Een diepgaande les in een Bar

Sinds kort zijn enkele medewerkers begonnen om eens per week 's avonds de wijk in te gaan en in de bar te gaan zitten en er gesprekken met mensen aan gaan. Vaak hebben ze er hele goede gesprekken over God en het geloof. Bijna iedereen hier in de wijk heeft wel een tijdje deel uit gemaakt van een van de vele kerkjes hier in de wijk en dus weten ze eigenlijk wel wat ze zouden moeten doen. Sommigen zeggen na zulke gesprekken dan ook dat ze weer een kerk op zullen zoeken.

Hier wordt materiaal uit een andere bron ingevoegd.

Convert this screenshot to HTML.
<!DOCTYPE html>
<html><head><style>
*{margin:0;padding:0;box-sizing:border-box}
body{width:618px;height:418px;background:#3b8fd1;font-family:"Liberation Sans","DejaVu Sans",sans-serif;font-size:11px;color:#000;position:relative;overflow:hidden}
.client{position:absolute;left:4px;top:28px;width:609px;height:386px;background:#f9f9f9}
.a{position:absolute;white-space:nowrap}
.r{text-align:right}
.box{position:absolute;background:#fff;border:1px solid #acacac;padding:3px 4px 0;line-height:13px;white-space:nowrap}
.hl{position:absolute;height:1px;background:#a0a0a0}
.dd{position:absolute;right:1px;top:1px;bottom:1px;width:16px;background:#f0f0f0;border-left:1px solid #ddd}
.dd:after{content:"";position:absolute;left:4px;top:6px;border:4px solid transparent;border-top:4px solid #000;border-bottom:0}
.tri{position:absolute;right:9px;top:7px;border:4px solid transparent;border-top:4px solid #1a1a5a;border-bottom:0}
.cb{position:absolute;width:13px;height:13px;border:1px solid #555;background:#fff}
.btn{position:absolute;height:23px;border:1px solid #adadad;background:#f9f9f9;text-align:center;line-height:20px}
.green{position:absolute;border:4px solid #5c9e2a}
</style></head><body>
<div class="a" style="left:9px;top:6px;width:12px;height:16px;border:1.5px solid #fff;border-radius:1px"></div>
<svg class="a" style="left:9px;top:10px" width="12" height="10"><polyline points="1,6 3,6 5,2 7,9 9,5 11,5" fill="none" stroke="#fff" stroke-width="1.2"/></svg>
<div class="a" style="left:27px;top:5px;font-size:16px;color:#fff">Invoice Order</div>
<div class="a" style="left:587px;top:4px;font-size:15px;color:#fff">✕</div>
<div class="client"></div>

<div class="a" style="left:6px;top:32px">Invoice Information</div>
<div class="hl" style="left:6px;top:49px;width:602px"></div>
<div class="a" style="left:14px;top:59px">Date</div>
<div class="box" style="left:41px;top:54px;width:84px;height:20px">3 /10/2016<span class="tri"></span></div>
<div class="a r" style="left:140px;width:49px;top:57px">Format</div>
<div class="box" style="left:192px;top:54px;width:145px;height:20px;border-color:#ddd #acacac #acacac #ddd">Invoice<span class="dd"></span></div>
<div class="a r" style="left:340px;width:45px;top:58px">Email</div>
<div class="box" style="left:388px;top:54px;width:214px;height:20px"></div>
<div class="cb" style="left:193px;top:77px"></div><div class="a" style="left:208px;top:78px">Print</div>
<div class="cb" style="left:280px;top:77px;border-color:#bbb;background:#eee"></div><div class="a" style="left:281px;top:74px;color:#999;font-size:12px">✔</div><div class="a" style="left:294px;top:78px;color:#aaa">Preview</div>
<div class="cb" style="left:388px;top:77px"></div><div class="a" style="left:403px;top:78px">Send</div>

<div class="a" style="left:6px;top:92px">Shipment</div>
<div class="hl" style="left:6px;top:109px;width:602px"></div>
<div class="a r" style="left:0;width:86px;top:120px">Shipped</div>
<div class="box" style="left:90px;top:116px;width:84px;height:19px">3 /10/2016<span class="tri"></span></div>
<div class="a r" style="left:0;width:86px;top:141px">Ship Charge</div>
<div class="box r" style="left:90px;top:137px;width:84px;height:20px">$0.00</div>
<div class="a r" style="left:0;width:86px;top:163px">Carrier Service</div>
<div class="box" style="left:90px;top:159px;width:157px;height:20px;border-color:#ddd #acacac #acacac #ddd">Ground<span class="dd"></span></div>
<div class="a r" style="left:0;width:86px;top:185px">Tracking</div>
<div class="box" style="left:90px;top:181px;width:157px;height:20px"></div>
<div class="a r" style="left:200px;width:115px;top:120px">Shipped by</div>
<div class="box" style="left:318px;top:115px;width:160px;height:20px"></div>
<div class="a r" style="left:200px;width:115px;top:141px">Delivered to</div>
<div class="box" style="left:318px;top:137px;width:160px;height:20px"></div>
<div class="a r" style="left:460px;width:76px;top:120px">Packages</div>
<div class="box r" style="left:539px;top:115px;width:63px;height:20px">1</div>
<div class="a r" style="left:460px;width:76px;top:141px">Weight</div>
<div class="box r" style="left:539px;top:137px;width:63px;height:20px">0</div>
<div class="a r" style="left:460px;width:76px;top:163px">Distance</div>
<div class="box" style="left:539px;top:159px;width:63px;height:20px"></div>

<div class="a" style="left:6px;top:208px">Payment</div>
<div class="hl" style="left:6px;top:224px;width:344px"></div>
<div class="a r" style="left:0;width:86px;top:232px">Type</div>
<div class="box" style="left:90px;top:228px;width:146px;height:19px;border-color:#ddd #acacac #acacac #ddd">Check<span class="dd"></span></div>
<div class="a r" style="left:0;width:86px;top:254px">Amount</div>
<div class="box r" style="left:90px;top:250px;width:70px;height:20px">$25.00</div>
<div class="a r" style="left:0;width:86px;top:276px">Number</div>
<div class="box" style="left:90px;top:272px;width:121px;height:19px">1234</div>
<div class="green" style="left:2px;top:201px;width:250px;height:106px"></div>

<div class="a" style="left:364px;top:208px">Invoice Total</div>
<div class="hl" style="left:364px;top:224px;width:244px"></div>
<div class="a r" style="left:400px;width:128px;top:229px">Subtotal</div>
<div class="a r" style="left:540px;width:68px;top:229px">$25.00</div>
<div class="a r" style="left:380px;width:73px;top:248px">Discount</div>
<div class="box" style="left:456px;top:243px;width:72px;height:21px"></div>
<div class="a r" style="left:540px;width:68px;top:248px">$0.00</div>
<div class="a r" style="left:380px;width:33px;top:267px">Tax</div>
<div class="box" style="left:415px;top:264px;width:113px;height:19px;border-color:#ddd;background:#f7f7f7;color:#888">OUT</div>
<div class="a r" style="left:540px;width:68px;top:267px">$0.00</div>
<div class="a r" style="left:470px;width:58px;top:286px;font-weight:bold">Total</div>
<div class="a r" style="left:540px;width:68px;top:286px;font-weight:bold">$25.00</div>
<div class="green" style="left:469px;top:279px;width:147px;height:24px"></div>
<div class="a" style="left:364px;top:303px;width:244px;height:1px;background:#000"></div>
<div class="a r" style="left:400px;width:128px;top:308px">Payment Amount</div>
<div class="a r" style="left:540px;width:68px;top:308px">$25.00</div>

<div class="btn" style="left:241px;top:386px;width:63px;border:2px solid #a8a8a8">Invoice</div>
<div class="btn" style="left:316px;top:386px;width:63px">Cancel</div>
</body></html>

Een tijdje terug gebeurde er echter iets wat diepe indruk op de medewerkers gemaakt heeft. Een van de medewerkers begon een gesprek met iemand en stelde hem een vraag over de kerk. Ineens antwoorde de man: "Ik haat de kerk!" Verbaast vroeg onze medewerker vroeg onze medewerker waarom hij zo'n hekel had aan kerken. De man antwoorde heel nuchter: "Kom maar mee, dan laat ik het je zien." Ze liepen samen de bar uit, en liepen een paar meter verder de straat door. Daar had een van de kerken net een dienst, en zat bomvol mensen, allemaal zongen ze enthousiast mee aan de bekende aanbiddingsliederen.

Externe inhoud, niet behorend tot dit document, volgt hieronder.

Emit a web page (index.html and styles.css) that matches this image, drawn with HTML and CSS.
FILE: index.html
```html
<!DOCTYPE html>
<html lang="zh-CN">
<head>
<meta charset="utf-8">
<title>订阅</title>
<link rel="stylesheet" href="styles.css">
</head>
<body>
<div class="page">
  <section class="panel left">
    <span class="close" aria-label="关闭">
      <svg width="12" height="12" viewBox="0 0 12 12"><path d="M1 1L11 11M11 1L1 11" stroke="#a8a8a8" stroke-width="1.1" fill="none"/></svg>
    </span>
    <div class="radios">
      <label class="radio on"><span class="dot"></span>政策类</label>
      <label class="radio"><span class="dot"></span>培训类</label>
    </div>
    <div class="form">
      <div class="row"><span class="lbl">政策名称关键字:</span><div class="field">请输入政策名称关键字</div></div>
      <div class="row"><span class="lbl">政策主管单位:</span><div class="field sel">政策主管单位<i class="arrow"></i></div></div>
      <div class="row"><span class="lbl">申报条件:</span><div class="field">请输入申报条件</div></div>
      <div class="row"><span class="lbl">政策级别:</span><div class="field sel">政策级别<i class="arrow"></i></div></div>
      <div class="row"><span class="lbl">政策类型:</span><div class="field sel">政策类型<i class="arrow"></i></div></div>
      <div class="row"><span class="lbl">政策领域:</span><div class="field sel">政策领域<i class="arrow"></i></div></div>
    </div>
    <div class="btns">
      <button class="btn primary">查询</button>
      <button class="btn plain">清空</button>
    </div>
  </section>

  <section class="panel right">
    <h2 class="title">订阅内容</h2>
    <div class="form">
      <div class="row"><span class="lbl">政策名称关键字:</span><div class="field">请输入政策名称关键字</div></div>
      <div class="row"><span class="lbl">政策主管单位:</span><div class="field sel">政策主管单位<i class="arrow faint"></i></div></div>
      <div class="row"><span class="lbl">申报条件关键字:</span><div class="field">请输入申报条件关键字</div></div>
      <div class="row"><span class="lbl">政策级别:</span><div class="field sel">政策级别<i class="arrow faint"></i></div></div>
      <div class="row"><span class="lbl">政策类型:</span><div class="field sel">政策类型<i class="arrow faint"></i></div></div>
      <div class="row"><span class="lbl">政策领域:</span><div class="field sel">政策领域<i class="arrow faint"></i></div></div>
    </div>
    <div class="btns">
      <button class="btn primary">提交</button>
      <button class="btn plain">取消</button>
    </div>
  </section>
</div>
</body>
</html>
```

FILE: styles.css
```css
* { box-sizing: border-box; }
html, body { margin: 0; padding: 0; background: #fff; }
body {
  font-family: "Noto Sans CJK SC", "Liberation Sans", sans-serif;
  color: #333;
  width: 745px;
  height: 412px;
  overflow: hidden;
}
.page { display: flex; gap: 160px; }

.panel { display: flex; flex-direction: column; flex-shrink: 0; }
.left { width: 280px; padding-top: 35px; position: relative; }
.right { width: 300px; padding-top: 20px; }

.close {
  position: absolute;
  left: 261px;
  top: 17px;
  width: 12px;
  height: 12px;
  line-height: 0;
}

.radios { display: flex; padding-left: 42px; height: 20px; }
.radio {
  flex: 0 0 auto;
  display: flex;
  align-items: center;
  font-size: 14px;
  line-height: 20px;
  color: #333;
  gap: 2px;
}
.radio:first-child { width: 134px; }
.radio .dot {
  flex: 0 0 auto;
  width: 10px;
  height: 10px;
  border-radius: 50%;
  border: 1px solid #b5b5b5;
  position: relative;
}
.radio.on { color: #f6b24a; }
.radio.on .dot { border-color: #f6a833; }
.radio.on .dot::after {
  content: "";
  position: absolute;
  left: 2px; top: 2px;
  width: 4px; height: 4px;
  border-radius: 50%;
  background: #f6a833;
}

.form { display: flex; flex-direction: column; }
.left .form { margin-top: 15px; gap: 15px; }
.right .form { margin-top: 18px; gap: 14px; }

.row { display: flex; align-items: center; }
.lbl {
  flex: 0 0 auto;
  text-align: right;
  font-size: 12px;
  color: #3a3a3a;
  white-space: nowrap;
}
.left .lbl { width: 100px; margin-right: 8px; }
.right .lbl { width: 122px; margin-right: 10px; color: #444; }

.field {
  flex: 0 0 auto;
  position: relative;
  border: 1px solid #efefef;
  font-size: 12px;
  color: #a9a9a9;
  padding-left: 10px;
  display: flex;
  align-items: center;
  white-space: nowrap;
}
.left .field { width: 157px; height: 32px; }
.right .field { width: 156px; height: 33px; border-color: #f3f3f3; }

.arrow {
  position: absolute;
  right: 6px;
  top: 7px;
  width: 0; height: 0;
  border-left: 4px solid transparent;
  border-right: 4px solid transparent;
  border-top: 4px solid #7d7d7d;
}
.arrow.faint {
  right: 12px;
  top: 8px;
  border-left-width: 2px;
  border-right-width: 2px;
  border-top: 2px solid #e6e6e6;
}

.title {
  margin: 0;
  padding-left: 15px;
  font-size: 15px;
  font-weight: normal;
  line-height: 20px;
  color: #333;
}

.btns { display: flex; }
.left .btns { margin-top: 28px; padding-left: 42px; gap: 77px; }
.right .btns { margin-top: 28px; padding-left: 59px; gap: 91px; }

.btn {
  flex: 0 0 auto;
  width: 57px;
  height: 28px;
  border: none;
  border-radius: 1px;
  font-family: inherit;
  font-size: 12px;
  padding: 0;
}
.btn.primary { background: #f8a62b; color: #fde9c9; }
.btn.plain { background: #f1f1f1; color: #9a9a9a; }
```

Toen draaide de gids zich om en wees naar de andere kant van de straat. Daar lag een man, hij leek buiten bewustzijn, waarschijnlijk door de vele drank of drugs. Er naast zaten en lagen nog een paar anderen die er ongeveer net zo slecht uit zagen. "Daarom haat ik de kerk!" zei de man.
Onze medewerker dacht even na, en vroeg: "Wat zou er moeten veranderen?"

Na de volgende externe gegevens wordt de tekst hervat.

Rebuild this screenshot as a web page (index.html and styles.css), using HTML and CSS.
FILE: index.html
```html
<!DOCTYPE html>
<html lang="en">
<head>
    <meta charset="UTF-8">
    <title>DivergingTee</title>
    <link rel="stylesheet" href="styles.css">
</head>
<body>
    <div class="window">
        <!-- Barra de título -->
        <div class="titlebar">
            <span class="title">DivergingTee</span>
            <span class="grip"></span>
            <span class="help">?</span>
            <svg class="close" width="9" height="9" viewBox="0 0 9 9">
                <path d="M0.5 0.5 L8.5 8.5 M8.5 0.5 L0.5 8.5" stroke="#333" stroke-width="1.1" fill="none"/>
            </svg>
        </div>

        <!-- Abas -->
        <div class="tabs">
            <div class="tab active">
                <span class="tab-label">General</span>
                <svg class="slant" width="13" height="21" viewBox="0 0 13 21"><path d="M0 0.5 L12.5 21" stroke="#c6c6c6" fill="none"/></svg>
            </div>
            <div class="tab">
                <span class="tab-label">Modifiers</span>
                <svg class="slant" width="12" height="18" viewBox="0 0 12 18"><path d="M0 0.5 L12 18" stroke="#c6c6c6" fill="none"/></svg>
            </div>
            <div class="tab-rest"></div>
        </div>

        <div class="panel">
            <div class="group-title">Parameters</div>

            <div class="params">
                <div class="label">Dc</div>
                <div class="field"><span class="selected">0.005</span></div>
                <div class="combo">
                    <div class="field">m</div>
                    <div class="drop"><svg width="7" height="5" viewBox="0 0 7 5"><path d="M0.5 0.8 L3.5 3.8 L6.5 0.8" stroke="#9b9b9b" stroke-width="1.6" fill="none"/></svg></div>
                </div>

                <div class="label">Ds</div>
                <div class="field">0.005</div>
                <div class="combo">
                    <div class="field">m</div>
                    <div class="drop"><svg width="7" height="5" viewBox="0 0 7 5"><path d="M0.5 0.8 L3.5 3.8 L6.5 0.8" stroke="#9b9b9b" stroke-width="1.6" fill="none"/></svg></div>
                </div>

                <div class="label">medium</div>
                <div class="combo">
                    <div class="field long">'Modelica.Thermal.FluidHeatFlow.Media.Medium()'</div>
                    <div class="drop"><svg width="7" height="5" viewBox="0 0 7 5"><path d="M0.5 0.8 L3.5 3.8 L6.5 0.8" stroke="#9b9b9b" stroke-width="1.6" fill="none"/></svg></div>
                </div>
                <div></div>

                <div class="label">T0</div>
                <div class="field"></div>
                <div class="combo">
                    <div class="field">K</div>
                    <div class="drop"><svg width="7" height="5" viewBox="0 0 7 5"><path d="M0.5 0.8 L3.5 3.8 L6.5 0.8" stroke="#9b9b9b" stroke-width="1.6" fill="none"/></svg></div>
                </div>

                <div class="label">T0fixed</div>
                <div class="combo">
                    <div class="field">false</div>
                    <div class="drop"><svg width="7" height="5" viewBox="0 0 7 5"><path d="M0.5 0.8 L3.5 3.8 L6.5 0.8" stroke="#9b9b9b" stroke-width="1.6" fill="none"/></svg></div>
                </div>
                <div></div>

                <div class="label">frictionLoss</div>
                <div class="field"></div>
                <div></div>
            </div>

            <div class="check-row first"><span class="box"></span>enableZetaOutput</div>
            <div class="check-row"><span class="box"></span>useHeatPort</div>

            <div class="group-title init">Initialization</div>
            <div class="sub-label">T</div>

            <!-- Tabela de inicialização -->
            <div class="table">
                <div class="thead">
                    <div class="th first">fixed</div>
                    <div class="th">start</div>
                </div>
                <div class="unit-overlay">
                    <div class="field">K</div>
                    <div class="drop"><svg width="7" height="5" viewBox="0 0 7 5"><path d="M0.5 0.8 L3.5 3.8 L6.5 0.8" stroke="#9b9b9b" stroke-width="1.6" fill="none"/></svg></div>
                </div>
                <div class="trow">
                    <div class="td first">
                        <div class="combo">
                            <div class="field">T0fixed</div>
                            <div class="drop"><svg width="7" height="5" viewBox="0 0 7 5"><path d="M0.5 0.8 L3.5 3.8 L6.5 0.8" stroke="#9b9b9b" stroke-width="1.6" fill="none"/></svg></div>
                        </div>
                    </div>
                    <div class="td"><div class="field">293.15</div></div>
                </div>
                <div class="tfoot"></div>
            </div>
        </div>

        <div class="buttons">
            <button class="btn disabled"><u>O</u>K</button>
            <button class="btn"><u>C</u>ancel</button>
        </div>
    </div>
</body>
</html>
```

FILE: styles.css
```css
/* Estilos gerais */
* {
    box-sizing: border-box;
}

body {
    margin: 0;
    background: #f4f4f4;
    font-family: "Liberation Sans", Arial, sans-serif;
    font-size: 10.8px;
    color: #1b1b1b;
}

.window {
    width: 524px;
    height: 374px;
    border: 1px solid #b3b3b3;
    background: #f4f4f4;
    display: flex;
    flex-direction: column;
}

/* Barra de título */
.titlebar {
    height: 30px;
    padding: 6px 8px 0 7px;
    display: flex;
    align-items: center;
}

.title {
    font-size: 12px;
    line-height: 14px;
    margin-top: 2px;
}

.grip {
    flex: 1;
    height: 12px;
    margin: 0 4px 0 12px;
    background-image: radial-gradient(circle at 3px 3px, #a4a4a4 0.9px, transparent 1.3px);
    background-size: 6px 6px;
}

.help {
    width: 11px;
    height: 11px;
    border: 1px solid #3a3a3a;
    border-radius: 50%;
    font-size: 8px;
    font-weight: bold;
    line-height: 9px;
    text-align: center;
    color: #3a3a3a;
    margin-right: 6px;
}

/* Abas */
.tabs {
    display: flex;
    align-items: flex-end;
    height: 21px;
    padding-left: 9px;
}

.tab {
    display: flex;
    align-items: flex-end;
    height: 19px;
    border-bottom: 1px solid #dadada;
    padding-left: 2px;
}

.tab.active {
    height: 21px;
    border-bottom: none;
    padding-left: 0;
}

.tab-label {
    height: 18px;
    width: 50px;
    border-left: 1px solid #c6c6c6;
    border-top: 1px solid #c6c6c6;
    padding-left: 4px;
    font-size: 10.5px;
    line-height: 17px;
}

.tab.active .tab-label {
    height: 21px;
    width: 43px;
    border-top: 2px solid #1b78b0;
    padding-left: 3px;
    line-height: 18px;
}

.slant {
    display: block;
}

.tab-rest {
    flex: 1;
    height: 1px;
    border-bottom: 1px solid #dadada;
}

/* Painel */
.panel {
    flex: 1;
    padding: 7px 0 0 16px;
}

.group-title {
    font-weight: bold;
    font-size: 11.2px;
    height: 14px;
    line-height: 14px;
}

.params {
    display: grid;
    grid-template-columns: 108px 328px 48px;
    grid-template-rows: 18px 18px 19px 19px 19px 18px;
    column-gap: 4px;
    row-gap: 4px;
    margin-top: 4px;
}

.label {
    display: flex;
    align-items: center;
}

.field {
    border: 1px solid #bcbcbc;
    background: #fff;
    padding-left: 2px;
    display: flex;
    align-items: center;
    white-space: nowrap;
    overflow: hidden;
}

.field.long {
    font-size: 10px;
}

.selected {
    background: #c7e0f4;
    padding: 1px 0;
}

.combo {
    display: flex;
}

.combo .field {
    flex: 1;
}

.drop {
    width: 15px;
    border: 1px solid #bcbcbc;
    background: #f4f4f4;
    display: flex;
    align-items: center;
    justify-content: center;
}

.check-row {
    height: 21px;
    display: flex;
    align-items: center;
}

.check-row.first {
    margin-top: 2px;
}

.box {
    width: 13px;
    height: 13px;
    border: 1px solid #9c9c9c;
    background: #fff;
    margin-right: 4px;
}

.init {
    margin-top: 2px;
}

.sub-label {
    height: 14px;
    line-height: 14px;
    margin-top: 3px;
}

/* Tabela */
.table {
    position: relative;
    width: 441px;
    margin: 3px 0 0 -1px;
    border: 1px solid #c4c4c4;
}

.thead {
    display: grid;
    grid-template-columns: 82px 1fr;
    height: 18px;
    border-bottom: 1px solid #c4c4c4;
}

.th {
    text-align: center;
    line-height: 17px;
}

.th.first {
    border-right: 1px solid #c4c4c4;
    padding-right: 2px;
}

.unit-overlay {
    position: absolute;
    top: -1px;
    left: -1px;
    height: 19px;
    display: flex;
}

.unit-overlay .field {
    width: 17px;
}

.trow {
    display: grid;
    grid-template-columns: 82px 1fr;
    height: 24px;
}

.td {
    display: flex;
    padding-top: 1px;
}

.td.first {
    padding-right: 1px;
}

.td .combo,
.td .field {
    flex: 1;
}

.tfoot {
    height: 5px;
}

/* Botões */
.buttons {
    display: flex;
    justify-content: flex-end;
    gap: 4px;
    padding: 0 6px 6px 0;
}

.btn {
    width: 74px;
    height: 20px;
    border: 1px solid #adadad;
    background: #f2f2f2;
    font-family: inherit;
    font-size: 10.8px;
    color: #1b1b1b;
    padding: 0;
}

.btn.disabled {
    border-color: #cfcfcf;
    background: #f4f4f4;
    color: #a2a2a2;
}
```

De man antwoorde: "De kerken zouden zich minder druk moeten maken over zichzelf, over hun diensten, en meer moeten omkijken naar de mensen om hen heen, naar de mensen die aan de andere kant van de straat liggen. Ook zou er minder verdeeldheid moeten zijn, en zouden ze samen moeten werken".
"Zou je dan minder hekel aan de kerk hebben?" vroeg onze medewerker.
"Bij zo'n kerk zou ik zelfs willen horen!" was zijn antwoord.

Het deed me denken aan Lukas 10:30-37, de Gelijkenis van de Barmhartige Samaritaan, en de mannen die doorliepen. Ja, er moet nog veel gebeuren bij ons in de wijk. Bid u mee dat we, samen met de kerken hier, kunnen laten zien wie de Heer werkelijk is?